AKP'li vekiller Uludağ Alan Başkanlığıyla ilgili genel olarak çok fazla kurum ve çok fazla kanun olmasından kaynaklı bir karmaşanın yaşandığını ileri sürmektedir. Güya, Uludağ'da kurulacak Alan Başkanlığıyla bu karmaşadan kurtulmak amaçlanmış. Sizin amacınız karmaşadan kurtulmak değil, Uludağ'da kanunlardan kurtulmaktır.

Kanun teklifini hazırlayanlara şunu sormak istiyorum: Hayatınızda hiç bir fidan diktiniz mi? Kameralar karşısında şov olsun diye bir kürek kum atmaktan bahsetmiyorum, hayat olsun, yaşam olsun diye bir fidan diktiniz mi? Bir fidanı büyütmek için emek sarf ettiniz mi? Ellerinizle diktiğiniz fidanın büyümesine, ağaç olmasına gözlerinizle şahit oldunuz mu? Kısacası paraya ve kâğıda dokunduğunuz kadar ağaca ve doğaya dokundunuz mu? Bu koltuklara ve makamlara verdiğiniz değerin yarısını ne çevreye ne doğaya ne de doğada yaşayan canlılara vermediniz. Alan Başkanlığı ve Kültür ve Turizm Bakanlığı Uludağ'ı koruyacakmış. Allah hiçbir canlıyı korumanıza muhtaç etmesin. Memlekette yeşil gördüğünüz her yere beton döktünüz, şehirlerde nefes alacak yer bırakmadınız. Memleketin kuzeyinden güneyine, doğusundan batısına tahrip edilmemiş bir alan bırakmadınız. Türkiye'nin dört bir yanında mega projeler, madenler, termik santraller, hidroelektrik santralleri ve jeotermal enerji santralleriyle geri dönülemez bir yıkıma yol açtınız ve açmaya da devam ediyorsunuz.
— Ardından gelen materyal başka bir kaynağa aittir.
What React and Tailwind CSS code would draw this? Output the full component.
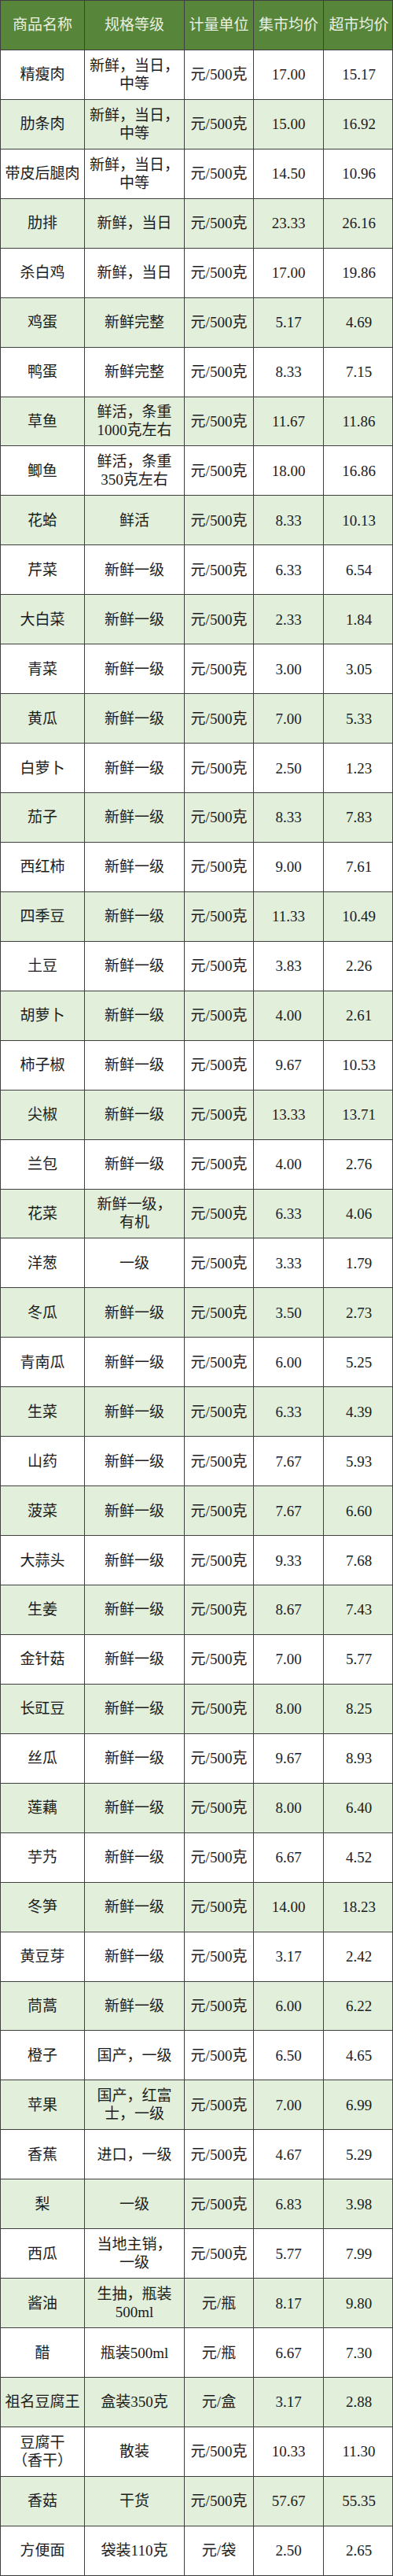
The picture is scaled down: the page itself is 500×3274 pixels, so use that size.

Türkiye genelinde 2,5 milyon hektarlık alan sit alanı olmaktan çıkarıldı, kiminin ise dereceleri düşürüldü. AKP'nin iktidara geldiği 2002 yılında 41 milyon 196 bin hektar tarım arazisi bulunuyordu ancak bu araziler 2020 yılı sonunda 3 milyon 484 bin hektar azalarak 37 milyon 712 bin hektara düştü. Bu alan Belçika'nın yüz ölçümüne denk geliyor. Siz, bir ülke kadar araziyi yok ettiniz. Yirmi yılda Orman Kanunu'nu 34 kez değiştirdiniz. Sizin koruma gibi bir arzunuz da yok, zaten sizin korumanıza ihtiyaç da yok. Bırakın tabiatı kendi hâline, o kendi kendisini onaracaktır, koruyacaktır. Yol yakınken bu kanun teklifini çekmenizi öneriyorum. Bu koltukların, bu mevkilerin hepsi gelip geçici. Yetişmesinde katkınız olmayan ağaçların bari kesilmesinde imzanız olmasın.